Trop, c’est trop ! Des mensonges, des occultations, une opacité sans fin. Voilà la récolte des tunisiens et des tunisiennes après deux ans d’errements de la classe politique et de refus de prises de position claires de la part des partis d’opposition. Les partis d’opposition et les organisations nationales sont-ils à ce point neutralisés, phagocytés ou anesthésiés par le discours dominant ? La conférence du dialogue national organisée par l’UGTT en serait une belle illustration, hélas ! Ces partis sont-ils là pour justifier une pseudo-démocratie et légitimer un pouvoir islamiste ? Quelles garanties –avantages- ont-ils obtenu pour jouer ce jeu malsain ? Le peuple tunisien s’enfonce dans le doute et la défiance à l’égard des politiques jusqu’au point de se sentir trahi par ceux-ci.

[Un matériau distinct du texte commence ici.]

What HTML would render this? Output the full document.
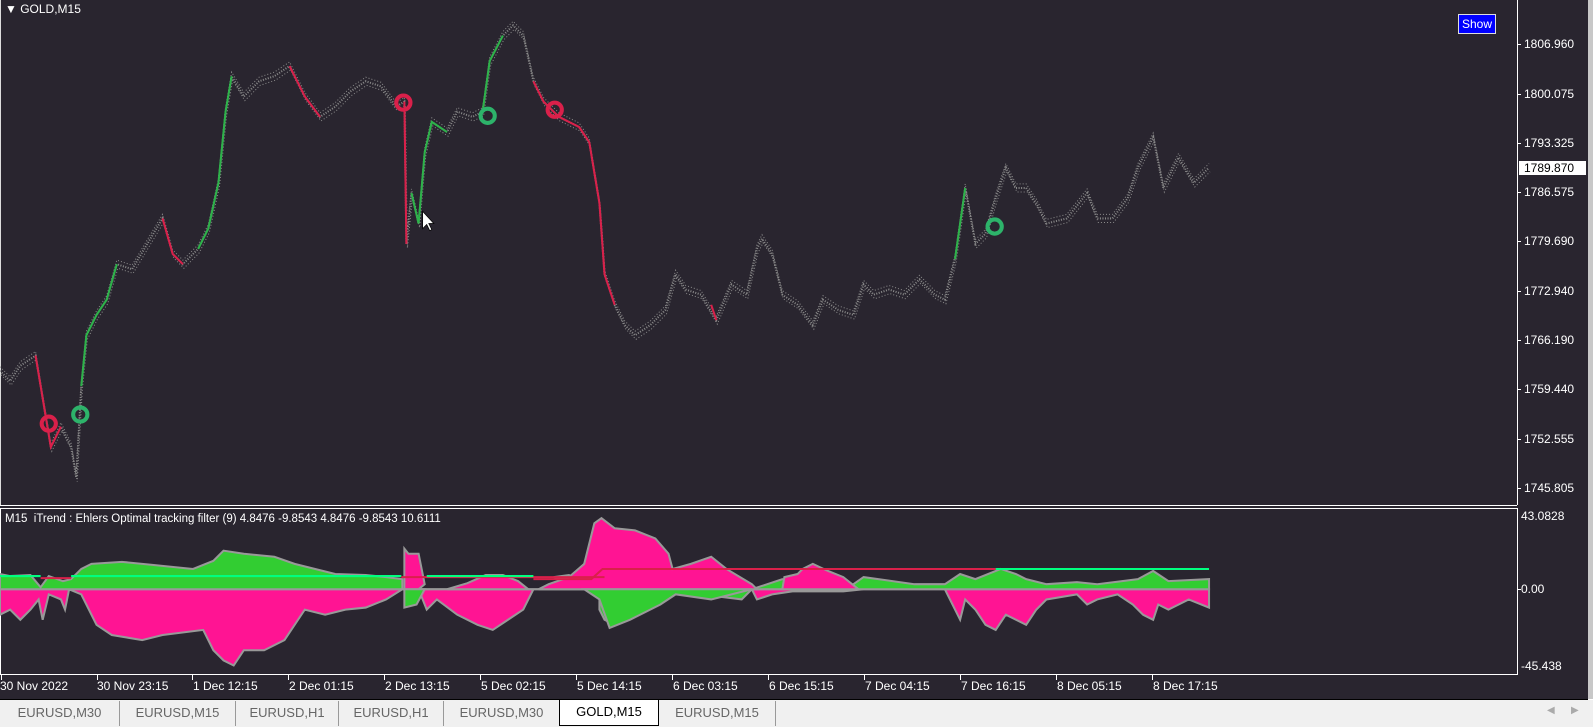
<!DOCTYPE html>
<html><head><meta charset="utf-8"><style>
body{margin:0;width:1593px;height:726px;overflow:hidden;background:#29252f;font-family:"Liberation Sans",sans-serif}
.t{position:absolute;color:#fff;font-size:12px;white-space:nowrap}
.tab{position:absolute;top:701px;height:25px;line-height:24px;font-size:13px;color:#666;text-align:center;border-right:1px solid #999}
</style></head><body>
<svg width="1593" height="726" style="position:absolute;left:0;top:0">
<defs>
<polyline id="pp" fill="none" points="0,365 10,375 20,360 35,350 45,410 50,440 60,420 70,440 75,470 80,380 85,330 95,310 105,295 115,260 130,265 145,240 160,215 170,250 180,260 195,245 205,225 215,180 222,110 228,75 240,95 255,80 270,75 285,65 300,95 315,115 330,105 345,90 360,80 375,85 390,105 398,100 400,240 405,190 412,220 418,150 425,120 440,130 450,110 465,115 475,110 482,60 495,35 505,25 515,35 525,80 535,100 550,115 570,125 580,140 590,200 595,270 605,300 615,320 625,330 640,320 655,305 665,270 675,285 690,290 705,315 720,280 735,290 745,245 750,235 760,250 770,290 785,300 800,320 810,295 825,305 840,310 850,280 860,290 875,285 890,290 905,275 920,290 930,295 940,255 950,185 960,240 970,230 980,195 990,165 1000,185 1010,185 1020,200 1030,220 1050,215 1070,190 1080,215 1095,215 1110,195 1120,165 1135,135 1145,185 1160,155 1175,180 1190,165"/>
</defs>
<rect x="0" y="0" width="1593" height="726" fill="#29252f"/>
<rect x="1588" y="0" width="5" height="700" fill="#c8c8c8"/>
<line x1="0.5" y1="0" x2="0.5" y2="505" stroke="#ddd"/>
<line x1="0" y1="505.5" x2="1517" y2="505.5" stroke="#fff"/>
<rect x="0.5" y="508.5" width="1517" height="166" fill="none" stroke="#fff"/>
<line x1="1517.5" y1="0" x2="1517.5" y2="505" stroke="#fff"/>
<g fill="#fff">
<rect x="1517" y="44" width="4" height="1"/><rect x="1517" y="94" width="4" height="1"/><rect x="1517" y="143" width="4" height="1"/><rect x="1517" y="192" width="4" height="1"/><rect x="1517" y="241" width="4" height="1"/><rect x="1517" y="291" width="4" height="1"/><rect x="1517" y="340" width="4" height="1"/><rect x="1517" y="389" width="4" height="1"/><rect x="1517" y="439" width="4" height="1"/><rect x="1517" y="488" width="4" height="1"/>
<rect x="1517" y="589" width="4" height="1"/>
</g>
<g stroke="#fff"><line x1="1.5" y1="675" x2="1.5" y2="680"/><line x1="97.5" y1="675" x2="97.5" y2="680"/><line x1="192.5" y1="675" x2="192.5" y2="680"/><line x1="288.5" y1="675" x2="288.5" y2="680"/><line x1="384.5" y1="675" x2="384.5" y2="680"/><line x1="480.5" y1="675" x2="480.5" y2="680"/><line x1="576.5" y1="675" x2="576.5" y2="680"/><line x1="672.5" y1="675" x2="672.5" y2="680"/><line x1="768.5" y1="675" x2="768.5" y2="680"/><line x1="864.5" y1="675" x2="864.5" y2="680"/><line x1="960.5" y1="675" x2="960.5" y2="680"/><line x1="1056.5" y1="675" x2="1056.5" y2="680"/><line x1="1152.5" y1="675" x2="1152.5" y2="680"/></g>
<g transform="scale(1.016)">
<use href="#pp" stroke="#8a8a8a" stroke-width="1" stroke-dasharray="1 2" transform="translate(0,-4)"/>
<use href="#pp" stroke="#8a8a8a" stroke-width="1" stroke-dasharray="1 2" transform="translate(1,4)"/>
<use href="#pp" stroke="#8a8a8a" stroke-width="2" stroke-dasharray="1 1.5"/>
<g fill="none" stroke-width="2">
<polyline stroke="#2db34a" points="80,380 85,330 95,310 105,295 115,260"/>
<polyline stroke="#2db34a" points="195,245 205,225 215,180 222,110 228,75"/>
<polyline stroke="#d9204a" points="35,350 45,410 50,440 60,420"/>
<polyline stroke="#d9204a" points="160,215 170,250 180,260"/>
<polyline stroke="#d9204a" points="285,65 300,95 315,115"/>
<polyline stroke="#d9204a" points="398,100 400,240"/>
<polyline stroke="#2db34a" points="405,190 412,220 418,150 425,120 440,130"/>
<polyline stroke="#2db34a" points="475,110 482,60 495,35"/>
<polyline stroke="#d9204a" points="525,80 535,100 550,115 570,125 580,140 590,200 595,270 605,300"/>
<polyline stroke="#2db34a" points="940,255 950,185"/>
<polyline stroke="#d9204a" points="700,300 705,315"/>
</g>
<g stroke-width="4" fill="none">
<circle cx="48" cy="417" r="7" stroke="#d9204a"/><circle cx="397" cy="101" r="7" stroke="#d9204a"/><circle cx="546" cy="108" r="7" stroke="#d9204a"/>
<circle cx="79" cy="408" r="7" stroke="#2db36a"/><circle cx="480" cy="114" r="7" stroke="#2db36a"/><circle cx="979" cy="223" r="7" stroke="#2db36a"/>
</g>
<path d="M416,208 l0,17 4,-4 3,6 2,-1 -3,-6 5,0 z" fill="#fff" stroke="#000" stroke-width=".7"/>
<polygon fill="#ff1493" stroke="#999" stroke-width="2" points="0,580 0,605 10,600 20,610 30,600 38,590 42,610 48,585 60,590 64,600 68,580 80,585 95,615 110,625 140,630 160,625 200,620 210,640 220,650 230,655 240,640 260,640 280,630 300,600 320,605 340,600 360,598 380,590 396,580 412,580 420,600 430,590 450,605 470,615 485,620 500,610 515,600 525,580 740,580 745,590 760,585 780,582 830,582 850,580 930,580 940,600 945,610 950,590 960,600 970,615 980,620 990,605 1010,615 1020,600 1030,590 1060,585 1070,595 1080,590 1100,585 1115,595 1125,605 1135,610 1140,595 1150,600 1170,590 1190,598 1190,580 Z"/>
<polygon fill="#32cd32" stroke="#999" stroke-width="2" points="0,580 0,565 10,567 30,566 40,578 48,567 62,572 70,570 80,560 90,555 120,553 150,556 190,560 210,552 220,542 240,545 270,548 290,555 330,565 360,566 380,568 396,570 396,580 580,580 575,575 545,568 560,566 582,575 590,585 590,600 595,610 605,615 625,605 660,585 690,585 730,590 740,580 770,570 790,575 810,578 840,575 850,568 900,575 930,575 945,565 960,570 985,560 1000,565 1010,570 1030,575 1060,573 1080,575 1120,570 1135,562 1150,572 1190,570 1190,580 Z"/>
<polygon fill="#ff1493" stroke="#999" stroke-width="2" points="398,580 398,540 402,545 412,545 418,575 412,580"/>
<polygon fill="#32cd32" stroke="#999" stroke-width="2" points="398,580 398,598 410,595 418,580"/>
<polygon fill="#ff1493" stroke="#999" stroke-width="2" points="530,580 540,575 560,568 575,555 585,515 592,510 605,520 625,522 645,530 658,545 662,560 680,555 700,548 715,560 740,575 745,580"/>
<polygon fill="#32cd32" stroke="#999" stroke-width="2" points="575,580 590,590 600,618 620,610 650,595 665,585 700,590 740,580"/>
<polygon fill="#ff1493" stroke="#999" stroke-width="2" points="770,580 772,568 785,565 790,560 800,555 815,562 830,568 845,580"/>
<polygon fill="#ff1493" stroke="#999" stroke-width="2" points="440,580 460,574 478,566 495,566 510,572 520,580"/>
<g fill="none" stroke-width="2">
<polyline stroke="#00ff7f" points="0,567 40,567"/><polyline stroke="#d9204a" points="40,569 70,569"/><polyline stroke="#00ff7f" points="70,567 395,567"/>
<polyline stroke="#d9204a" points="395,568 440,568 595,568"/><polyline stroke="#00ff7f" points="420,567 480,567 525,567"/>
<polyline stroke="#d9204a" points="525,570 582,570 593,560 980,560"/><polyline stroke="#00ff7f" points="980,560 1190,560"/>
</g>
</g>
</svg>
<div class="t" style="left:5px;top:2px;font-size:12px">&#9660; GOLD,M15</div>
<div style="position:absolute;left:1458px;top:14px;width:36px;height:18px;background:#0000ff;border:1px solid #ddd;color:#fff;font-size:12px;line-height:18px;text-align:center">Show</div>
<div class="t" style="left:1524px;top:37px">1806.960</div>
<div class="t" style="left:1524px;top:87px">1800.075</div>
<div class="t" style="left:1524px;top:136px">1793.325</div>
<div style="position:absolute;left:1519px;top:161px;width:62px;height:14px;background:#fff;color:#000;font-size:12px;line-height:14px;padding-left:5px">1789.870</div>
<div class="t" style="left:1524px;top:185px">1786.575</div>
<div class="t" style="left:1524px;top:234px">1779.690</div>
<div class="t" style="left:1524px;top:284px">1772.940</div>
<div class="t" style="left:1524px;top:333px">1766.190</div>
<div class="t" style="left:1524px;top:382px">1759.440</div>
<div class="t" style="left:1524px;top:432px">1752.555</div>
<div class="t" style="left:1524px;top:481px">1745.805</div>
<div class="t" style="left:1521px;top:509px">43.0828</div>
<div class="t" style="left:1521px;top:582px">0.00</div>
<div class="t" style="left:1521px;top:659px">-45.438</div>
<div class="t" style="left:5px;top:513px;font-size:11.5px">M15&nbsp; iTrend : Ehlers Optimal tracking filter (9) 4.8476 -9.8543 4.8476 -9.8543 10.6111</div>
<div class="t" style="left:0;top:679px">30 Nov 2022</div>
<div class="t" style="left:97px;top:679px">30 Nov 23:15</div>
<div class="t" style="left:193px;top:679px">1 Dec 12:15</div>
<div class="t" style="left:289px;top:679px">2 Dec 01:15</div>
<div class="t" style="left:385px;top:679px">2 Dec 13:15</div>
<div class="t" style="left:481px;top:679px">5 Dec 02:15</div>
<div class="t" style="left:577px;top:679px">5 Dec 14:15</div>
<div class="t" style="left:673px;top:679px">6 Dec 03:15</div>
<div class="t" style="left:769px;top:679px">6 Dec 15:15</div>
<div class="t" style="left:865px;top:679px">7 Dec 04:15</div>
<div class="t" style="left:961px;top:679px">7 Dec 16:15</div>
<div class="t" style="left:1057px;top:679px">8 Dec 05:15</div>
<div class="t" style="left:1153px;top:679px">8 Dec 17:15</div>
<div style="position:absolute;left:0;top:699px;width:1593px;height:27px;background:#f0f0f0;border-top:1px solid #fff"></div>
<div style="position:absolute;left:0;top:699px;width:1588px;height:1px;background:#000"></div>
<div class="tab" style="left:0;width:119px">EURUSD,M30</div>
<div class="tab" style="left:120px;width:115px">EURUSD,M15</div>
<div class="tab" style="left:236px;width:102px">EURUSD,H1</div>
<div class="tab" style="left:339px;width:104px">EURUSD,H1</div>
<div class="tab" style="left:444px;width:115px;border-right:none">EURUSD,M30</div>
<div class="tab" style="left:559px;top:700px;width:98px;background:#fff;color:#000;border:1px solid #000;border-top:none;height:25px">GOLD,M15</div>
<div class="tab" style="left:659px;width:116px">EURUSD,M15</div>
<div style="position:absolute;left:1547px;top:705px;color:#aaa;font-size:10px">&#9664;</div>
<div style="position:absolute;left:1571px;top:705px;color:#aaa;font-size:10px">&#9654;</div>
</body></html>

Est-ce cette démobilisation que l’opposition souhaite pour contrer toute volonté de construire une réelle démocratie participative et directe émanant du peuple et engager des réformes structurelles et économiques au profit de la majorité ?

Cependant, doute, défiance et désespoir du peuple tunisien pourraient être les prémisses d’une réelle mobilisation populaire pour un projet révolutionnaire à penser et à faire.